6/10
Fine premise and fine actors with a wet paint coat of social commentary
20 August 2017
I was curious to track down this movie for all the praise it got by IMDb reviewers. Some were so ecstatic as to rank it as a major directorial effort from journeyman Lautner. They were openly lamenting 'too bad he did not keep up with this kind of bravado'.

In the land of the blind, the one-eyed man is King

I guess these movie buffs must be watching too many bad movies as they compete to review the long tail of IMDb's inventory. This sets their expectations pretty low. Sure 'Le septième juré' has a great cast lead by the magnificent Bernard Blier, although characters are more picturesque than deeply engaging, and its story-line is compelling.

The social commentary does hold it together, but honestly this is really not done masterfully here. Voice-over narration fast turns a nice movie into a verbose hack. All the more so when the voice-over delivers a bitter ironic social commentary. Actually this is very much a literary device: that is why I won't mistake Bernard Blier forceful performance with a directorial tour de force.

I may be forgetting a couple of details but frankly I cannot see where the direction lifts the script and the cast well above their raw potential. Rhythm, suspense, cast interaction (let alone real chemistry): all these rank pretty low here in my scale of expectations.

All in all this is an OK movie, worth watching if you're a fan of Blier (and of Maurice Biraud or Francis Blanche). Don't expect to much and you will be rewarded by the fine performances. Now personally I was much less impressed by Blier here than in Quai des Orfèvres (whose director's ability doesn't call for a lengthy debate) where he has less screen time.

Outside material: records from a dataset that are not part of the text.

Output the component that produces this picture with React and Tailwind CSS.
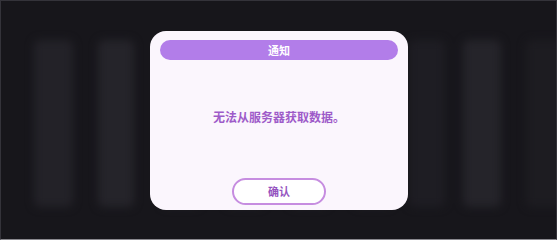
import React from 'react';

const CARDS = [
  { left: 33, width: 39, tone: 'bg-[#232228]' },
  { left: 97, width: 36, tone: 'bg-[#25242a]' },
  { left: 161, width: 38, tone: 'bg-[#232228]' },
  { left: 225, width: 38, tone: 'bg-[#232228]' },
  { left: 289, width: 38, tone: 'bg-[#232228]' },
  { left: 353, width: 38, tone: 'bg-[#232228]' },
  { left: 408, width: 36, tone: 'bg-[#1e1d23]' },
  { left: 462, width: 38, tone: 'bg-[#25242a]' },
  { left: 525, width: 38, tone: 'bg-[#1d1c21]' },
];

export default function App() {
  return (
    <div
      className="relative w-[557px] h-[240px] overflow-hidden bg-[#17161b] border border-[#34333a] border-b-[#8a898f]"
      style={{ fontFamily: '"Noto Sans", "Noto Sans CJK SC", sans-serif' }}
    >
      {/* blurred page behind the modal */}
      <div className="absolute inset-0 blur-[4px]">
        {CARDS.map((c, i) => (
          <div
            key={i}
            className={`absolute top-[39px] h-[167px] rounded-md ${c.tone}`}
            style={{ left: c.left, width: c.width }}
          />
        ))}
      </div>

      {/* Modal */}
      <div className="absolute left-[149px] top-[30px] w-[258px] h-[179px] rounded-[16px] bg-[#fbf6fd] flex flex-col items-center px-[10px] pt-[9px] pb-[4px]">
        <div className="w-full h-[20px] rounded-full bg-[#b27de9] flex items-center justify-center">
          <span className="text-white text-[11px] font-bold leading-none">通知</span>
        </div>
        <div className="flex-1 flex items-center justify-center">
          <p className="text-[12px] font-bold text-[#9e5bc9] leading-none mb-[2px]">无法从服务器获取数据。</p>
        </div>
        <button className="w-[94px] h-[27px] mb-[1px] rounded-full border-2 border-[#c68de0] bg-white flex items-center justify-center">
          <span className="text-[11px] font-bold text-[#9554c0] leading-none">确认</span>
        </button>
      </div>
    </div>
  );
}
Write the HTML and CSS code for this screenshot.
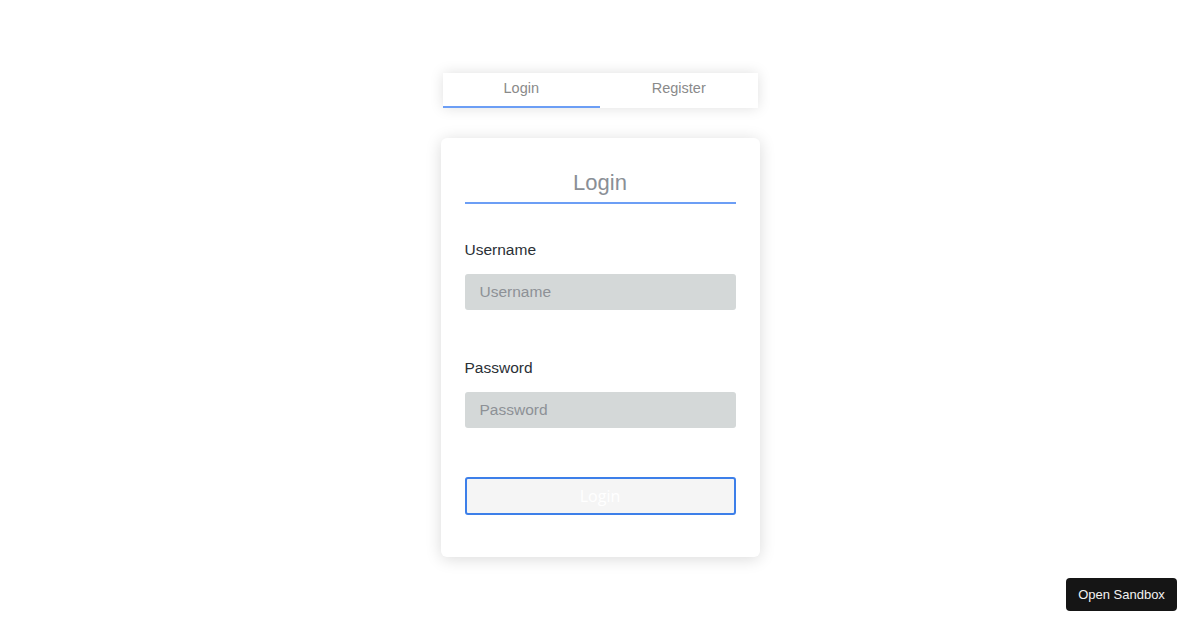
FILE: index.html
```html
<!DOCTYPE html>
<html lang="en">
<head>
<meta charset="utf-8">
<title>Login</title>
<link rel="stylesheet" href="styles.css">
</head>
<body>
<main class="page">
  <nav class="tabs">
    <div class="tab tab-active">Login</div>
    <div class="tab">Register</div>
  </nav>
  <section class="card">
    <h2 class="card-title">Login</h2>
    <form class="form">
      <div class="field">
        <label class="field-label" for="username">Username</label>
        <input class="field-input" id="username" type="text" placeholder="Username">
      </div>
      <div class="field">
        <label class="field-label" for="password">Password</label>
        <input class="field-input" id="password" type="password" placeholder="Password">
      </div>
      <button class="submit" type="button">Login</button>
    </form>
  </section>
</main>
<a class="sandbox-btn">Open Sandbox</a>
</body>
</html>
```
FILE: styles.css
```css
* { box-sizing: border-box; }
html, body {
  margin: 0;
  padding: 0;
  background: #ffffff;
  font-family: "Liberation Sans", Arial, sans-serif;
}
body {
  min-height: 630px;
}
.page {
  display: flex;
  flex-direction: column;
  align-items: center;
  padding-top: 73px;
  padding-bottom: 40px;
}
.tabs {
  display: flex;
  width: 315px;
  height: 35px;
  background: #fff;
  box-shadow: 0 0 14px rgba(0, 0, 0, 0.13);
}
.tab {
  flex: 1;
  display: flex;
  align-items: center;
  justify-content: center;
  font-size: 14.5px;
  color: #8a8a8a;
  padding-bottom: 3px;
  border-bottom: 2px solid transparent;
}
.tab-active {
  border-bottom-color: #6c9ef5;
}
.card {
  margin-top: 30px;
  width: 319px;
  background: #fff;
  border-radius: 6px;
  box-shadow: 0 2px 16px rgba(0, 0, 0, 0.15);
  padding: 32px 24px 42px;
}
.card-title {
  margin: 0 0 37px;
  font-size: 22px;
  line-height: 26px;
  font-weight: normal;
  color: #8a8f96;
  text-align: center;
  padding-bottom: 6px;
  border-bottom: 2px solid #6c9ef5;
}
.form {
  display: flex;
  flex-direction: column;
}
.field {
  display: flex;
  flex-direction: column;
  margin-bottom: 49px;
}
.field-label {
  font-size: 15.5px;
  line-height: 18px;
  color: #2b3036;
  margin-bottom: 15px;
}
.field-input {
  height: 36px;
  border: none;
  border-radius: 3px;
  background: #d4d8d8;
  padding: 0 15px;
  font-family: "Liberation Sans", Arial, sans-serif;
  font-size: 15.5px;
  color: #333;
  outline: none;
}
.field-input::placeholder {
  color: #8d9196;
}
.submit {
  height: 38px;
  border: 2px solid #3d7fe9;
  border-radius: 3px;
  background: #f5f5f5;
  color: #ffffff;
  font-family: "Open Sans", sans-serif;
  font-size: 16px;
  padding: 0;
}
.sandbox-btn {
  position: fixed;
  right: 23px;
  bottom: 19px;
  width: 111px;
  height: 33px;
  display: flex;
  align-items: center;
  justify-content: center;
  background: #151515;
  color: #f2f2f2;
  border-radius: 4px;
  font-family: "Liberation Sans", Arial, sans-serif;
  font-size: 13px;
}
```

I would rather recommend tracking down Non-coupable (1947) on a similar premise. In this one the work by director Henri Decoin is unmistakably excellent (rather than adequate, at best, in the Le septième juré). There the social commentary is actually blended in the story, not painted over it. And of course on the topic of a juror stepping in for a weak defence you always have the excellent Twelve Angry Men. Le septième juré is nowhere near half as good as any of those 3 movies by Clouzot, Decoin and Lumet, so if this is really the best Lautner could do, no wonder he never came close to acclaimed directors.